The blog Anthropologyworks has cited the research of SMU medical anthropologist James Kennell as one of the best 40 North American dissertations in cultural anthropology during 2011. Kennell’s “The Senses and Suffering: Medical Knowledge, Spirit Possession, and Vaccination Programs in Aja,” was written in fulfillment of his doctoral degree.
The blog is a project of the Culture in Global Affairs (CIGA) research and policy program of the Elliott School of International Affairs at the George Washington University in Washington, D.C. CIGA’s mission is to promote awareness of the relevance of anthropological knowledge to contemporary issues and to enhance discussion and debate within and beyond anthropology about contemporary issues.
Kennell teaches “Health as a Human Right” and “Peoples of Africa” in the SMU Department of Anthropology.
EXCERPT:
Anthroworks presents its favorite 2011 North American dissertations in cultural anthropology. In compiling this list, I searched the “Dissertations International” electronic database that is available through my university library. The database includes mainly U.S. dissertations with a light sprinkling from Canada. I used the same search terms as I did in previous years.

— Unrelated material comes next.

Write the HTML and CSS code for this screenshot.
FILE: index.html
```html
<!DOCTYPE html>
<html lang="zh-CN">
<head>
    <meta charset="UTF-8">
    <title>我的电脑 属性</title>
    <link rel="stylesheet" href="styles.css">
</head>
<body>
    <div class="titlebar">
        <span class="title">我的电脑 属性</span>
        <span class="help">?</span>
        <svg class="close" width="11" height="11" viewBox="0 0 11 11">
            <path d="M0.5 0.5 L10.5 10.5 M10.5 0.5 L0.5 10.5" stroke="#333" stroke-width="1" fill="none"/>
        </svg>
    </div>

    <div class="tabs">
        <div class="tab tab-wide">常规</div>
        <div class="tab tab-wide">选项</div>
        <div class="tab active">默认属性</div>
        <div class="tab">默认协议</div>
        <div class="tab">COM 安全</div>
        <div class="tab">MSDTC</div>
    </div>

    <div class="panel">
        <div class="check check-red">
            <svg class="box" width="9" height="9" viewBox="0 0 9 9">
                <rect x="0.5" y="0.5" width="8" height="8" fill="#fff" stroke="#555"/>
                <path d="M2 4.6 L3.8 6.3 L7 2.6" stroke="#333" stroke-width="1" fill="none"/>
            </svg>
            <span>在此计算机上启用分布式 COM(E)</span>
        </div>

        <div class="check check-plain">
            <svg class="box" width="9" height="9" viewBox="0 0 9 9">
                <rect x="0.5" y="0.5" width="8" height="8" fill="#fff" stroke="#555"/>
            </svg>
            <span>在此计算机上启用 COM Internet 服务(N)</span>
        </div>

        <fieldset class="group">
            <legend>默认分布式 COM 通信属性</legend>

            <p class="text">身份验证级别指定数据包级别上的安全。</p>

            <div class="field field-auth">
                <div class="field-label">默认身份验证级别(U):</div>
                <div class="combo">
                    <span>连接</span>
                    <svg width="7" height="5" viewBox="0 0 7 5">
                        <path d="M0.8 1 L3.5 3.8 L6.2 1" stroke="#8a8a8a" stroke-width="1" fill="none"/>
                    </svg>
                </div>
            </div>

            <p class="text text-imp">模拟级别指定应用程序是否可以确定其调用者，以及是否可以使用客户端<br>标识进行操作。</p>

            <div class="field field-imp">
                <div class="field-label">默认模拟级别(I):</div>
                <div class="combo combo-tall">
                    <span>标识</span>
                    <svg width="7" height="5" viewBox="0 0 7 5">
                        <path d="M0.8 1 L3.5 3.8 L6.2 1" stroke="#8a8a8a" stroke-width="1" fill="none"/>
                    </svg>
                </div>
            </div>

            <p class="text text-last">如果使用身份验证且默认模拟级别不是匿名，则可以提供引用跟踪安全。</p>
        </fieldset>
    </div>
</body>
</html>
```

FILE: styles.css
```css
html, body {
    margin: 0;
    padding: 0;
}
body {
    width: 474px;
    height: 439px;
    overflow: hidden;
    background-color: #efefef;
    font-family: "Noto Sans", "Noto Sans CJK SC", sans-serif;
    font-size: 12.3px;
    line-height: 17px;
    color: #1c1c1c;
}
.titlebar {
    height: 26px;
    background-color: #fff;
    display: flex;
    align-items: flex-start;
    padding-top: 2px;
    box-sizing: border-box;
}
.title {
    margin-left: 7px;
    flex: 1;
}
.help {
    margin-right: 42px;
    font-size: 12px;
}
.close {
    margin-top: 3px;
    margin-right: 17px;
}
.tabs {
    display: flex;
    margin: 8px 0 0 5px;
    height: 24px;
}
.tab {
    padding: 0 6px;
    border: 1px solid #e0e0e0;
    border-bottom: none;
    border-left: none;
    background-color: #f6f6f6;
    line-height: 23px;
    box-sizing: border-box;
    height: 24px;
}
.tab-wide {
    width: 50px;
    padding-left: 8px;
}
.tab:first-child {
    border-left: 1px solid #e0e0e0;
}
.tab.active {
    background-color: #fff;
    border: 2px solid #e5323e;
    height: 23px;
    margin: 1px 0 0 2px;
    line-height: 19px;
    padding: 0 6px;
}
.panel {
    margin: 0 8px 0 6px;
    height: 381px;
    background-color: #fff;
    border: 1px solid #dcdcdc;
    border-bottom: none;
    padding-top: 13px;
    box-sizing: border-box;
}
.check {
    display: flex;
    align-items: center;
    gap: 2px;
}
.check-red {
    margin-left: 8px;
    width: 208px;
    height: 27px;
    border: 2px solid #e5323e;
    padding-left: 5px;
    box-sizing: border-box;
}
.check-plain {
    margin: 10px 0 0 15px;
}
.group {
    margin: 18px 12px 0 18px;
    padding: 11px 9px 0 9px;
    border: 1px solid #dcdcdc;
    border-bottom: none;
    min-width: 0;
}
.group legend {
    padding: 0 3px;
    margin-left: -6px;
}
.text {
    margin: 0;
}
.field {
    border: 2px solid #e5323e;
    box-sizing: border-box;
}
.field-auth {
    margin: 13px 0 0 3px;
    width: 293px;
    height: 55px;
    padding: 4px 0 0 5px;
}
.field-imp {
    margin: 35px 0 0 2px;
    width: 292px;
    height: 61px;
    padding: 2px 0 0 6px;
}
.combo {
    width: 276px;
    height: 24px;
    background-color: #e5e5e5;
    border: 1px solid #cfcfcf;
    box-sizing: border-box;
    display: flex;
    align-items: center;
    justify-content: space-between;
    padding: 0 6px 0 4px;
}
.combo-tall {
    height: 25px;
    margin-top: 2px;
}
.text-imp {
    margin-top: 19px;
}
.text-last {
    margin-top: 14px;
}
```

True confession: these are my picks, and they reflect my preferences for topics — health, inequality, migration, gender, and human rights. Somebody else’s picks would look quite different. But this is the anthroworks list!
The 40 dissertations are arranged in alphabetical order according to the last name of the dissertation author. Apologies to the authors for my reduction of their published abstracts to a maximum of nine lines.

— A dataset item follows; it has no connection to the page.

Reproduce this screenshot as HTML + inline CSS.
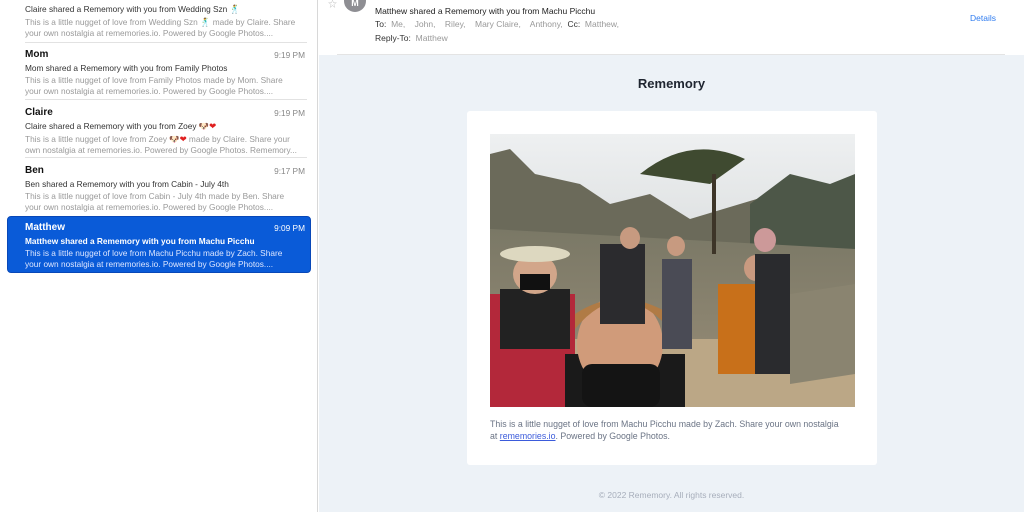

I would like to convey my congratulations to all 2011 anthropology Ph.D. recipients. I hope they go on to a successful career in — or related to — anthropology.
The Senses and Suffering: Medical Knowledge, Spirit Possession, and Vaccination Programs in Aja, by James Kennell. Southern Methodist University. Advisors: Caroline Brettell, Carolyn Sargent, Carolyn Smith-Morris, Paul Stoller.

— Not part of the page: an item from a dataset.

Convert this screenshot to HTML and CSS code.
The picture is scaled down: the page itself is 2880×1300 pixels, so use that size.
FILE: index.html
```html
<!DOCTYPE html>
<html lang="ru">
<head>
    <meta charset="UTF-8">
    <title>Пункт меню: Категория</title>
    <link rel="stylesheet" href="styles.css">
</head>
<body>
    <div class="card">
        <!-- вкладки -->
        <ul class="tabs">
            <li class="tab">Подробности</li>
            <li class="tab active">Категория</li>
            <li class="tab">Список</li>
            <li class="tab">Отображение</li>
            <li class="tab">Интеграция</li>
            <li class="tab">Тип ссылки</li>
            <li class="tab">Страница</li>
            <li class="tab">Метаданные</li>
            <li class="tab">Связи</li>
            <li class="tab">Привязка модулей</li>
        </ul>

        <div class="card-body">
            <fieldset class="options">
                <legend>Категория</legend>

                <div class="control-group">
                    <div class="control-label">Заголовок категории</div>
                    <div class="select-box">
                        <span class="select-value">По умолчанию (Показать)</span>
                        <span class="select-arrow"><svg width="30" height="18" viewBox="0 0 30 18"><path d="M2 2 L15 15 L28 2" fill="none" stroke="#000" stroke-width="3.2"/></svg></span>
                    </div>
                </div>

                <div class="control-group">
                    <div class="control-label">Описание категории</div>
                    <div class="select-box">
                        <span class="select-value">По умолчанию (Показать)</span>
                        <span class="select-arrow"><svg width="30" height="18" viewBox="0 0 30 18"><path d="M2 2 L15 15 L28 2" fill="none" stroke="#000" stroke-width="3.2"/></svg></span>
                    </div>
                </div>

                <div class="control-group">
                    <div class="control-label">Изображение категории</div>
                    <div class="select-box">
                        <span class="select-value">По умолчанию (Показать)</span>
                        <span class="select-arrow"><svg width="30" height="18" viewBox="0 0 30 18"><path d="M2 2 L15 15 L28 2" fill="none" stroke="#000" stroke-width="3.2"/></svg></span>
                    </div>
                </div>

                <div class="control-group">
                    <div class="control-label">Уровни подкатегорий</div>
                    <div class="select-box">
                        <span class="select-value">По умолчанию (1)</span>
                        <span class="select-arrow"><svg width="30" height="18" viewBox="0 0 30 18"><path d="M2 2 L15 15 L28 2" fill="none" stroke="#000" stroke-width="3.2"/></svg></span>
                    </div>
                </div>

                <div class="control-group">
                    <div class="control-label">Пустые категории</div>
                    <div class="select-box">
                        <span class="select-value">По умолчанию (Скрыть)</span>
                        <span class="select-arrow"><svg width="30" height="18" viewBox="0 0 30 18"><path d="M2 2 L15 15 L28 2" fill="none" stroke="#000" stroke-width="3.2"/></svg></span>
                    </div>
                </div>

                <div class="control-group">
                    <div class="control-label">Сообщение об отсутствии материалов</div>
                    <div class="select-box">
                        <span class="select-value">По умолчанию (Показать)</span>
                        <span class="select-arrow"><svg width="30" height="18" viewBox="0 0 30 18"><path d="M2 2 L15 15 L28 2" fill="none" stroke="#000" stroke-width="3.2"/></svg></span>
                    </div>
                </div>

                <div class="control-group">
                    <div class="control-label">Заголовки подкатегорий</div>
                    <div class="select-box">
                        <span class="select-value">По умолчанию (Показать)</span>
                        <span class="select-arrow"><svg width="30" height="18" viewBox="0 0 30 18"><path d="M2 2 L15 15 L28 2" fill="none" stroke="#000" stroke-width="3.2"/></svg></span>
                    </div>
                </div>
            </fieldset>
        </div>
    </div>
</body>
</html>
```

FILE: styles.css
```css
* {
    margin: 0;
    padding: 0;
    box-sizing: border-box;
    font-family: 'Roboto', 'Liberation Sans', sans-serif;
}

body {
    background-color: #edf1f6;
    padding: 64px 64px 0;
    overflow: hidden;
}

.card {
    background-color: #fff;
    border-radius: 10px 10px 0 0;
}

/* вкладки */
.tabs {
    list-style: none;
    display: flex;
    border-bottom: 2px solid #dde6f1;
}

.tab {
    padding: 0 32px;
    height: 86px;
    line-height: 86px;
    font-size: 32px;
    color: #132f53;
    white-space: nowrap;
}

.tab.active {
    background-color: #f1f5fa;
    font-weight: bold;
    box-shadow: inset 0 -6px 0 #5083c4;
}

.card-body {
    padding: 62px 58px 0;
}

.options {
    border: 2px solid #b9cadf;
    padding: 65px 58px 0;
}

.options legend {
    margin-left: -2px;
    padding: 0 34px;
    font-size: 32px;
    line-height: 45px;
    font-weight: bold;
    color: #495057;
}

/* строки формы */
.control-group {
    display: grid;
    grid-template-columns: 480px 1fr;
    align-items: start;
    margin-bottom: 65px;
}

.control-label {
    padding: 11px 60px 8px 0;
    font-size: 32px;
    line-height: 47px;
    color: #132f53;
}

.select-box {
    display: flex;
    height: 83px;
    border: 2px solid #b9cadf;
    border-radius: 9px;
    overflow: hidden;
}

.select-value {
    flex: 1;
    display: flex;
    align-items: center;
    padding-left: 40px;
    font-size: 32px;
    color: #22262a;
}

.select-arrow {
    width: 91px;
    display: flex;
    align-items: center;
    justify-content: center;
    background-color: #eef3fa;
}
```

In an Aja community of southwest Benin, multiple domains of medical knowledge and practice compete for control of illness meaning and sensory experience. Global health initiatives (vaccination and education programs), national health care structures, and Aja medico-religious practice each incorporate and manipulate the knowledge and practice of the other in order to create legitimacy and shape therapeutic trajectories. Biomedical nosology and disease prevention efforts conflict with local understandings of individual and community health concerning diseases that affect the skin. Efforts at the “sensibilisation” of the community regarding vaccinations and other global health initiatives is met with local medico-religious knowledge emphasizing a sensual experience of illness and healing for the individual and the community.